◆ **Aim of the exercise**
Identify and reproduce every line holding the string "React".

<<<<

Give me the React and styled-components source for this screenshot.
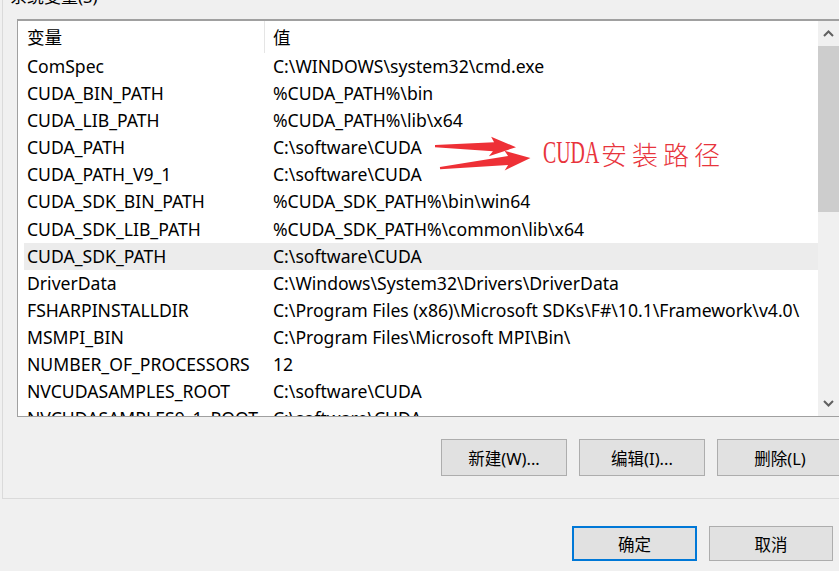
import React from "react";
import styled, { createGlobalStyle } from "styled-components";

const GlobalStyle = createGlobalStyle`
  html, body {
    margin: 0;
    padding: 0;
    background: #f0f0f0;
    overflow: hidden;
  }
  body {
    font-family: "Noto Sans", "Noto Sans CJK SC", sans-serif;
    color: #000;
  }
`;

const rows = [
  ["ComSpec", "C:\\WINDOWS\\system32\\cmd.exe"],
  ["CUDA_BIN_PATH", "%CUDA_PATH%\\bin"],
  ["CUDA_LIB_PATH", "%CUDA_PATH%\\lib\\x64"],
  ["CUDA_PATH", "C:\\software\\CUDA"],
  ["CUDA_PATH_V9_1", "C:\\software\\CUDA"],
  ["CUDA_SDK_BIN_PATH", "%CUDA_SDK_PATH%\\bin\\win64"],
  ["CUDA_SDK_LIB_PATH", "%CUDA_SDK_PATH%\\common\\lib\\x64"],
  ["CUDA_SDK_PATH", "C:\\software\\CUDA"],
  ["DriverData", "C:\\Windows\\System32\\Drivers\\DriverData"],
  ["FSHARPINSTALLDIR", "C:\\Program Files (x86)\\Microsoft SDKs\\F#\\10.1\\Framework\\v4.0\\"],
  ["MSMPI_BIN", "C:\\Program Files\\Microsoft MPI\\Bin\\"],
  ["NUMBER_OF_PROCESSORS", "12"],
  ["NVCUDASAMPLES_ROOT", "C:\\software\\CUDA"],
  ["NVCUDASAMPLES9_1_ROOT", "C:\\software\\CUDA"],
];

const Page = styled.div`
  position: relative;
  width: 850px;
  height: 571px;
  padding-left: 2px;
  box-sizing: border-box;
  display: flex;
  flex-direction: column;
`;

const Group = styled.section`
  height: 499px;
  box-sizing: border-box;
  border-left: 1px solid #dadada;
  border-bottom: 1px solid #dadada;
  padding: 0 7px 0 14px;
  display: flex;
  flex-direction: column;
`;

const GroupLabel = styled.div`
  margin: -13px 0 0 -7px;
  height: 20px;
  line-height: 20px;
  font-size: 17px;
`;

const ListBox = styled.div`
  margin-top: 12px;
  height: 398px;
  box-sizing: border-box;
  background: #fff;
  border: 1px solid #a0a0a0;
  border-top: 2px solid #a0a0a0;
  display: flex;
  overflow: hidden;
`;

const ListArea = styled.div`
  flex: 1;
  padding-left: 6px;
  overflow: hidden;
`;

const Row = styled.div`
  display: grid;
  grid-template-columns: 240px 1fr;
  height: ${({ $header }) => ($header ? "32px" : "27.1px")};
  line-height: ${({ $header }) => ($header ? "32px" : "27px")};
  background: ${({ $selected }) => ($selected ? "#ececec" : "transparent")};
  font-size: 17.6px;
  white-space: nowrap;
`;

const NameCell = styled.div`
  padding-left: 3px;
  overflow: hidden;
`;

const ValueCell = styled.div`
  padding-left: 8px;
  overflow: hidden;
  border-left: 1px solid ${({ $header }) => ($header ? "#e5e5e5" : "transparent")};
`;

const Scrollbar = styled.div`
  width: 24px;
  background: #f0f0f0;
  display: flex;
  flex-direction: column;
`;

const ArrowZone = styled.div`
  height: 25px;
  display: flex;
  align-items: center;
  justify-content: center;
  padding-right: 3px;
`;

const Thumb = styled.div`
  height: 166px;
  background: #cdcdcd;
`;

const Track = styled.div`
  flex: 1;
`;

const ButtonRow = styled.div`
  display: flex;
  justify-content: flex-end;
  gap: 12px;
  margin-top: 22px;
`;

const Button = styled.button`
  width: ${({ $w }) => $w || 126}px;
  height: ${({ $h }) => $h || 37}px;
  box-sizing: border-box;
  background: #e1e1e1;
  border: ${({ $default }) => ($default ? "2px solid #0078d7" : "1px solid #adadad")};
  font-family: "Noto Sans", "Noto Sans CJK SC", sans-serif;
  font-size: 16.5px;
  color: #000;
  padding: 0;
`;

const Footer = styled.div`
  display: flex;
  justify-content: flex-end;
  gap: 12px;
  padding: 27px 17px 0 0;
`;

const Note = styled.div`
  position: absolute;
  left: 430px;
  top: 130px;
  display: flex;
  align-items: center;
  pointer-events: none;
`;

const NoteText = styled.div`
  display: flex;
  align-items: center;
  margin-left: 3px;
  color: #e8343c;
  height: 46px;
`;

const Latin = styled.span`
  display: inline-block;
  width: 57px;
  font-family: "Liberation Serif", serif;
  font-size: 31px;
  transform: scaleX(0.64);
  transform-origin: left center;
  white-space: nowrap;
`;

const Hanzi = styled.span`
  font-family: "Noto Sans CJK SC", sans-serif;
  font-size: 26px;
  font-weight: 300;
  letter-spacing: 5px;
  margin-left: 1px;
`;

const Chevron = ({ up }) => (
  <svg width="11" height="7" viewBox="0 0 11 7">
    <path
      d={up ? "M1 6 L5.5 1.5 L10 6" : "M1 1 L5.5 5.5 L10 1"}
      fill="none"
      stroke="#606060"
      strokeWidth="2"
    />
  </svg>
);

const arrowShape = (L) =>
  `0,-1 ${L - 22},-4.5 ${L - 25},-10 ${L},0 ${L - 27},9.5 ${L - 23},4.5 0,1.2`;

const Arrows = () => (
  <svg width="110" height="46" viewBox="430 130 110 46">
    <polygon points={arrowShape(81)} fill="#ee3036" transform="translate(435 146) rotate(0.8)" />
    <polygon points={arrowShape(91)} fill="#ee3036" transform="translate(440 168) rotate(-6.3)" />
  </svg>
);

export default function App() {
  return (
    <>
      <GlobalStyle />
      <Page>
        <Group>
          <GroupLabel>系统变量(S)</GroupLabel>
          <ListBox>
            <ListArea>
              <Row $header>
                <NameCell>变量</NameCell>
                <ValueCell $header>值</ValueCell>
              </Row>
              {rows.map(([name, value]) => (
                <Row key={name} $selected={name === "CUDA_SDK_PATH"}>
                  <NameCell>{name}</NameCell>
                  <ValueCell>{value}</ValueCell>
                </Row>
              ))}
            </ListArea>
            <Scrollbar>
              <ArrowZone>
                <Chevron up />
              </ArrowZone>
              <Thumb />
              <Track />
              <ArrowZone>
                <Chevron />
              </ArrowZone>
            </Scrollbar>
          </ListBox>
          <ButtonRow>
            <Button>新建(W)...</Button>
            <Button>编辑(I)...</Button>
            <Button>删除(L)</Button>
          </ButtonRow>
        </Group>
        <Footer>
          <Button $default $w={125} $h={35}>确定</Button>
          <Button $w={124} $h={35}>取消</Button>
        </Footer>
        <Note>
          <Arrows />
          <NoteText>
            <Latin>CUDA</Latin>
            <Hanzi>安装路径</Hanzi>
          </NoteText>
        </Note>
      </Page>
    </>
  );
}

>>>>

◆ **Answer for the task**
Give me the React and styled-components source for this screenshot.
import React from "react";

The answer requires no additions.